Dataset rows:
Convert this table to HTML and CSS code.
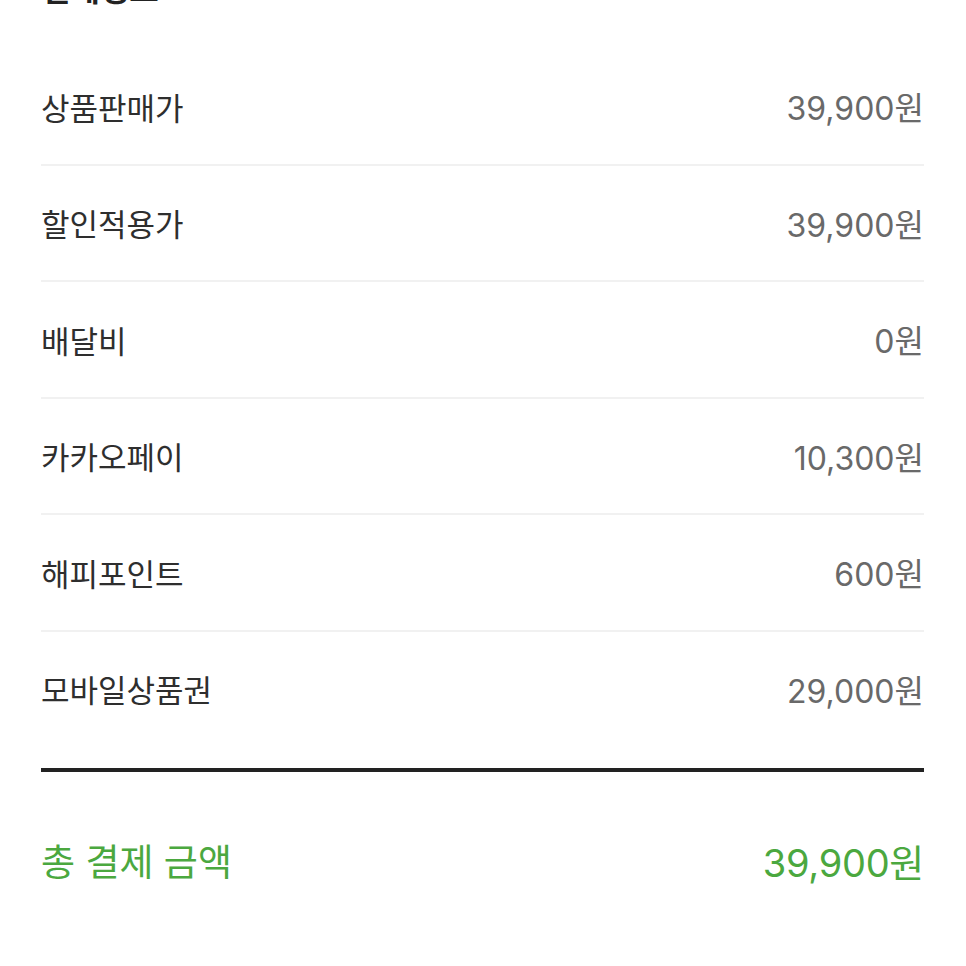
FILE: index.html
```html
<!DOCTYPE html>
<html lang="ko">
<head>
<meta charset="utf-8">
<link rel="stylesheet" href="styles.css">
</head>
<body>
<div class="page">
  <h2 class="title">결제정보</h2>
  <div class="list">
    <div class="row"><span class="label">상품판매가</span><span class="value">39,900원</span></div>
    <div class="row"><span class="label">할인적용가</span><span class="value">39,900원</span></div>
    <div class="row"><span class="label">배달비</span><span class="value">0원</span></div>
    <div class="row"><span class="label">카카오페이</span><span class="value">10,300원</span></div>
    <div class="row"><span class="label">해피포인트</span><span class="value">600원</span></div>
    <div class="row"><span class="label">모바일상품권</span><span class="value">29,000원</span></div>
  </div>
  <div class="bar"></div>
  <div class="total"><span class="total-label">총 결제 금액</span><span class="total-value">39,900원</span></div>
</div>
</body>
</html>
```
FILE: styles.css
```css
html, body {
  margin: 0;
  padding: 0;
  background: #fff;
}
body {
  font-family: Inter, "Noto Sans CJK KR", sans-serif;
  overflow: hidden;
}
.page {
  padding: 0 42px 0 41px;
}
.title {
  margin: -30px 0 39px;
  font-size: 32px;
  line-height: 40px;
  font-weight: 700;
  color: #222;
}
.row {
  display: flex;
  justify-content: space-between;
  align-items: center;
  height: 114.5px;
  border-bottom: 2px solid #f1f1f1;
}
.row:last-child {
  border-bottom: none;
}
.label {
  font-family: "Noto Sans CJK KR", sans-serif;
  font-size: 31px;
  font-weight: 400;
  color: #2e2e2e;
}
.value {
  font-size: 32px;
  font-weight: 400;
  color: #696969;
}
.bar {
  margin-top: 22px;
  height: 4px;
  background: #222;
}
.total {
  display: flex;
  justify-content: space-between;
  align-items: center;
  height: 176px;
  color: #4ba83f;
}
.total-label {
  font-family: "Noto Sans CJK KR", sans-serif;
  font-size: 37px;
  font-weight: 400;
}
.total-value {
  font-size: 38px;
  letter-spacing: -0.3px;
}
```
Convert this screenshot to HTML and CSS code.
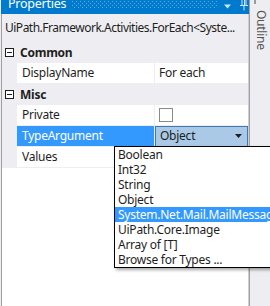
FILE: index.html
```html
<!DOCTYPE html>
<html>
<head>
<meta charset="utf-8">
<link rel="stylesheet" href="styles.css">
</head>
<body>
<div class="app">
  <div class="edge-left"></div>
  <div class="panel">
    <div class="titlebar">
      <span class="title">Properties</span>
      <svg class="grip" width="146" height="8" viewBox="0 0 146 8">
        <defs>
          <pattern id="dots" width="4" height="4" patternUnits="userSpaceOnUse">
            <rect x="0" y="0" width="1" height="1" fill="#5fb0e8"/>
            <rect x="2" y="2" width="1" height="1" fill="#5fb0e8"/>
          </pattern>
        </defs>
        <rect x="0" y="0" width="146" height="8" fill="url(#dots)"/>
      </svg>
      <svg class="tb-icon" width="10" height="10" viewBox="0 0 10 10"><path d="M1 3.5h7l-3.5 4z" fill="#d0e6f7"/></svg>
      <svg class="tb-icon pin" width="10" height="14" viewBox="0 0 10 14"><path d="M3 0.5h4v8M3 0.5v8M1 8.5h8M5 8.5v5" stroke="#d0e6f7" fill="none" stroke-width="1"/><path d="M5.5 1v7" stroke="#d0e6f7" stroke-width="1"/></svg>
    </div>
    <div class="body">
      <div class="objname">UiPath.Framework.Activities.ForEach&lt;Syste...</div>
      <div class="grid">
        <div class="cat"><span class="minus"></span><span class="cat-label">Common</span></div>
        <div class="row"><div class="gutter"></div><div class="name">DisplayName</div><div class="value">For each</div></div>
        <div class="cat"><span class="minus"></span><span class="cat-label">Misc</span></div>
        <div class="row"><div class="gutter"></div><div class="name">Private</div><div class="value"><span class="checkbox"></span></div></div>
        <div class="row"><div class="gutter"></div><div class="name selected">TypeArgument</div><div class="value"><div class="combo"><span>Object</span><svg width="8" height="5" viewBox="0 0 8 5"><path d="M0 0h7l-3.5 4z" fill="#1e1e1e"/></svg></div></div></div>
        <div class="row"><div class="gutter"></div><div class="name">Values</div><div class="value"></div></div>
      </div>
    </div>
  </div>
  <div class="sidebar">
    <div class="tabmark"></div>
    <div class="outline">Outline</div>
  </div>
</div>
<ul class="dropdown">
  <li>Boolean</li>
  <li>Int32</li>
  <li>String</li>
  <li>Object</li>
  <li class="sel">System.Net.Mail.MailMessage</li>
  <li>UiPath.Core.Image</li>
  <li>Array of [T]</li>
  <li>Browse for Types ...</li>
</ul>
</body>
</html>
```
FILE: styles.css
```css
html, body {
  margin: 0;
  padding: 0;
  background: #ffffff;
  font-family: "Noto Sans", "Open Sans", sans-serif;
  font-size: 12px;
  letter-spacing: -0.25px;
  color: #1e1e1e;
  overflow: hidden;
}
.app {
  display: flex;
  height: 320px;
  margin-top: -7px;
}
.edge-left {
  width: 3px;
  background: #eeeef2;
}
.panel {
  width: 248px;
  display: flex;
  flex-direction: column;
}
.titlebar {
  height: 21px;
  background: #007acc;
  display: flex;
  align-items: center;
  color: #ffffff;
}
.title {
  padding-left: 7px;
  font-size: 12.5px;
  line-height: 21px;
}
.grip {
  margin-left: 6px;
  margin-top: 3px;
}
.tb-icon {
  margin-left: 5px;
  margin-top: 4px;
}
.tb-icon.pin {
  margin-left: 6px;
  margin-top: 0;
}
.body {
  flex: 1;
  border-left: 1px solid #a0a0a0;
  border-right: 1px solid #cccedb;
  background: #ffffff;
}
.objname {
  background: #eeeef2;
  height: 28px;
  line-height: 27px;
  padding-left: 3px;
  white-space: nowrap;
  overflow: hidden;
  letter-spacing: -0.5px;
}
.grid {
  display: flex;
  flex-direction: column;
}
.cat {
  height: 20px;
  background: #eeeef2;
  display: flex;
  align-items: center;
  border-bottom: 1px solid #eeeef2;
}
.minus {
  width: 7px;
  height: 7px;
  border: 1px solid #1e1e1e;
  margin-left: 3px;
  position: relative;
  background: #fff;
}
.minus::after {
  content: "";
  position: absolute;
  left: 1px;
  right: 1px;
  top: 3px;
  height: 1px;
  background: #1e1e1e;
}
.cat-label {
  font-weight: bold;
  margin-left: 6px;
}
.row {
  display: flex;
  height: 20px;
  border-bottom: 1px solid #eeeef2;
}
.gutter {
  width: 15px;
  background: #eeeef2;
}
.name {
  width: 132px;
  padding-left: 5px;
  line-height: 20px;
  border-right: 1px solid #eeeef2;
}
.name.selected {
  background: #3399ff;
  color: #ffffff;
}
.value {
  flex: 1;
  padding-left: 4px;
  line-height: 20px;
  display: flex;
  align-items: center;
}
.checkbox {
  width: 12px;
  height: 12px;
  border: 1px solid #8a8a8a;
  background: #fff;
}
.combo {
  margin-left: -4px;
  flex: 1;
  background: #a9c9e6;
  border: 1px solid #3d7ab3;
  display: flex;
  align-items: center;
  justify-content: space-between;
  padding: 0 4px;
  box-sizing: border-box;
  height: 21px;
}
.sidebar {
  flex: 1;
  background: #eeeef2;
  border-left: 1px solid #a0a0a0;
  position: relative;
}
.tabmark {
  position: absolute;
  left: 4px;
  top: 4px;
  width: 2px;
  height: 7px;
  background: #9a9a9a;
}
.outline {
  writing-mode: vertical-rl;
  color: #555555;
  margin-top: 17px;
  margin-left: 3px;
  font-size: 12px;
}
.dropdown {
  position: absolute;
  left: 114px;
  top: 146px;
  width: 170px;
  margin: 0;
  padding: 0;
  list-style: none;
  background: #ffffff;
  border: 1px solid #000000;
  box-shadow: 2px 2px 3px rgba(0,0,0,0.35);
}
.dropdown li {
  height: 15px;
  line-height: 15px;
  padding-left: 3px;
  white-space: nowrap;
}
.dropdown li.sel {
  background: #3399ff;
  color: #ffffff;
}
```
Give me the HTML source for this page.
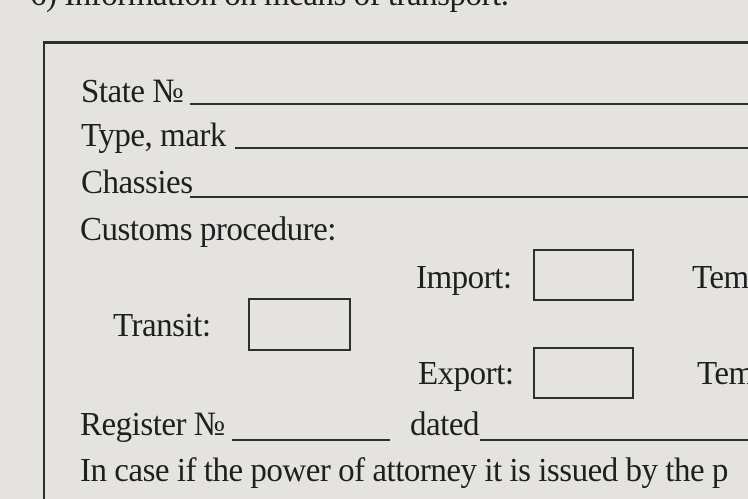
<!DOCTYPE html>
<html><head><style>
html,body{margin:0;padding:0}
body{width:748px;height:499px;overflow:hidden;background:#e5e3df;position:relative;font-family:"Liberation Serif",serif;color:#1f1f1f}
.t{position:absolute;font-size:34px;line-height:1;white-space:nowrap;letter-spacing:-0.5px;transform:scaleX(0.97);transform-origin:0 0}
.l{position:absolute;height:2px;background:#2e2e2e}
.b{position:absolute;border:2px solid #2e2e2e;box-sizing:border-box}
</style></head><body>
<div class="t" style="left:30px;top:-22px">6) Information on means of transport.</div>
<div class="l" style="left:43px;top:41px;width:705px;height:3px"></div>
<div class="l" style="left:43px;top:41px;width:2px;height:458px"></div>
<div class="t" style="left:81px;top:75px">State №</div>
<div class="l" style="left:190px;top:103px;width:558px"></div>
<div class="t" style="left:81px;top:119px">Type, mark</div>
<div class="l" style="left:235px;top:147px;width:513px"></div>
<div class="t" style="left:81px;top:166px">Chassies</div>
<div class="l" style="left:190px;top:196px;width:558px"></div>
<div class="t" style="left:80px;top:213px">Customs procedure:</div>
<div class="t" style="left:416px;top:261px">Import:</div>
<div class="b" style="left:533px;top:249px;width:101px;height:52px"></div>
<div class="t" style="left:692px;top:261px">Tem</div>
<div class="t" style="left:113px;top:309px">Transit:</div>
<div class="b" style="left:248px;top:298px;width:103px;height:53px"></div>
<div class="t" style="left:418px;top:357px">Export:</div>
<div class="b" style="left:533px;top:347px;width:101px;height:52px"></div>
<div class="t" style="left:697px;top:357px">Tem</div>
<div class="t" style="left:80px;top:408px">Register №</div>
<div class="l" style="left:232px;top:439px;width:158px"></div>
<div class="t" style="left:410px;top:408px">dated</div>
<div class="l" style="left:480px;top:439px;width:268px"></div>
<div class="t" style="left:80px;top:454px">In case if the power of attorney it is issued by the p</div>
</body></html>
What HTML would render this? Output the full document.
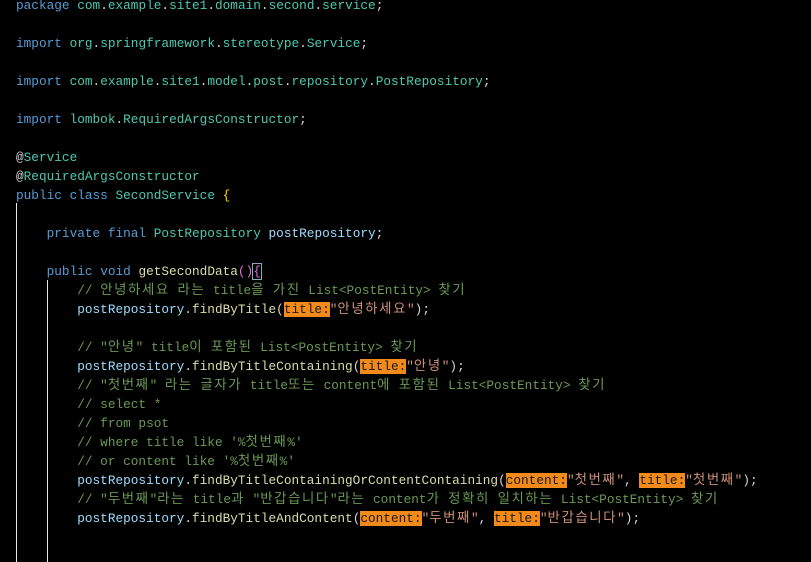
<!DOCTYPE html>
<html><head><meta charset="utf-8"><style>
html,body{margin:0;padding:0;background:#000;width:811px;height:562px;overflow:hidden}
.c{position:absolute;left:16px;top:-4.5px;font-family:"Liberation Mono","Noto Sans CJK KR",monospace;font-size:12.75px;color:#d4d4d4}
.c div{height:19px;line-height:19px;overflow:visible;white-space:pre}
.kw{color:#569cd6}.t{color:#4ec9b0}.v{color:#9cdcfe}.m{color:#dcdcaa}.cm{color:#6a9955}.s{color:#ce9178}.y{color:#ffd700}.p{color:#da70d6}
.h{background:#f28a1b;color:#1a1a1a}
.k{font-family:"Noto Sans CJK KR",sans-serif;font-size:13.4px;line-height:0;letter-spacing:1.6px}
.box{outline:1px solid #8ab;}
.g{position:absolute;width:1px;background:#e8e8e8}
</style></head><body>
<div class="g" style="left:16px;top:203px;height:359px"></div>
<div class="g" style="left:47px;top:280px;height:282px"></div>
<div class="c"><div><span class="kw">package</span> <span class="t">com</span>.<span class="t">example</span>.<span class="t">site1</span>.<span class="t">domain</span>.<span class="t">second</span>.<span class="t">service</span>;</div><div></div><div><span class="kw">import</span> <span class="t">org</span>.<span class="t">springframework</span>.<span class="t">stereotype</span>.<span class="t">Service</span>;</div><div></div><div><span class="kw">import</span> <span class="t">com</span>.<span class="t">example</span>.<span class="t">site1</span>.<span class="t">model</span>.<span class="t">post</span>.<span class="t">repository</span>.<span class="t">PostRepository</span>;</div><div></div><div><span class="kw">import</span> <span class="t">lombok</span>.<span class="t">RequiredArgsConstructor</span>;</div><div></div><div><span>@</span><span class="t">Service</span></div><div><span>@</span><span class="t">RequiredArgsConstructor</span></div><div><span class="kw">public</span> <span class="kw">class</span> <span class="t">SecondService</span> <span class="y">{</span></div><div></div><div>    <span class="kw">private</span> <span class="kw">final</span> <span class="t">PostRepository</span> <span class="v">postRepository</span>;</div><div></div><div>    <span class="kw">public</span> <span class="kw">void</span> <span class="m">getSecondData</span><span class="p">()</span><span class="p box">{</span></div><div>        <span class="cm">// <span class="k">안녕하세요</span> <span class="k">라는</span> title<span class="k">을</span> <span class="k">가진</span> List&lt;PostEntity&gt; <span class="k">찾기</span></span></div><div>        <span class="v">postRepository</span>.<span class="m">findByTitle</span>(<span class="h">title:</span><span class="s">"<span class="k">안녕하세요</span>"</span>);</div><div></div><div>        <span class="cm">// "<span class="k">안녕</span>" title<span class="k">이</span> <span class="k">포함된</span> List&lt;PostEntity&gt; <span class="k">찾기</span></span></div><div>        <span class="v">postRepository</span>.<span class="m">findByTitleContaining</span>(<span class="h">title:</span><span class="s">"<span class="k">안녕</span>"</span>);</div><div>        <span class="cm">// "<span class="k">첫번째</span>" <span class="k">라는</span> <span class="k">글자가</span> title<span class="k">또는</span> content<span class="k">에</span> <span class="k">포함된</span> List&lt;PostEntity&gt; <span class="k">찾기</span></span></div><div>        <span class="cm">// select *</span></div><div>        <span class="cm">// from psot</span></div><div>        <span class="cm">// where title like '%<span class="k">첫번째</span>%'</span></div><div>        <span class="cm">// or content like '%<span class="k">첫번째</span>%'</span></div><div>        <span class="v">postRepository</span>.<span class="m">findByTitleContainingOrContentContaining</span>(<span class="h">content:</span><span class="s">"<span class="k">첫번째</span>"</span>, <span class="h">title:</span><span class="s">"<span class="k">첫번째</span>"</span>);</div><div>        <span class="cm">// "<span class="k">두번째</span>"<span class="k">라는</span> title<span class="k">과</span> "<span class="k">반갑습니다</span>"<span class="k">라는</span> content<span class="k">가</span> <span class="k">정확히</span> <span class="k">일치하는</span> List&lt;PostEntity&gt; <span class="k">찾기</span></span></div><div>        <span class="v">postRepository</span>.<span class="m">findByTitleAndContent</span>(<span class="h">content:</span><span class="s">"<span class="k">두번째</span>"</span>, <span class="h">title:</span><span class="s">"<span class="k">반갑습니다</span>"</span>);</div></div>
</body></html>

Given request: Go over the entries above and say how many lines hold the string "page", with no other text.

Expected answer: 3